None of this is really the fault of the cast, although Will Forte did co-write it and the others signed up to dance and splash about in this effluent (we'll let Kristen Wiig off because, as she was in the original skit, she probably had no choice), the fault must be laid firmly at the, no doubt, withered and clubbed feet of the script. 
The people who coughed up the whole thing seemed to deliberately replace any hint of a joke with swearing, gratuitous nudity, callous sexual references, unpleasant sex scenes, gory violence, sudden deaths, occasional homophobia, endless repetition and even going as far as to smash you over the head with explanations of obvious, not very humourous, jokes after you just watched the whole sorry mess unfurl. 
Now I am not a prude and I was not offended by any of the above, if used correctly and cleverly any one of those things can be tremendously effective and very funny but in the case of MacGruber each attempt at, I suppose, what was meant to be edgy, rude humour fell like a whole bunch of lead balloons onto the head of cute puppy right in front of some happily playing children.

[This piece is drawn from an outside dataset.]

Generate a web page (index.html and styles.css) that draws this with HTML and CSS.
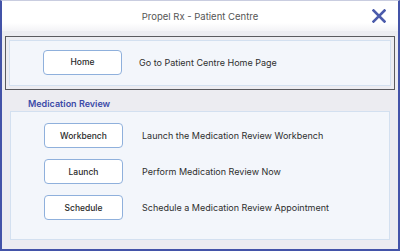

Apart from the odd bit of music, the mullet and the filming style they completely wasted the opportunity to make any 80s references or even directly parody MacGuyver at any point. The film also completely short changed the audience when it came to the lead character building anything inventive or fixing anything with common household goods, which was such a staple of the TV show, hell even Axel Foley knows how to use a chewing gum wrapper! Instead the movie opts to make repeatedly unfunny and weird comments about ripping throats out, which I don't remember Richard Dean Anderson ever doing.
It was just such a waste, such a worthless pile of heavily pungent animal excrement that it actually made me sad. If given even a third of that budget, I know some people who could make a flick 50 times funnier, in fact everyone I know, even if they were bound and gagged to a chair could make a funnier film than MacGruber.
Thankfully there shouldn't be a sequel, what a pile of old Cunths!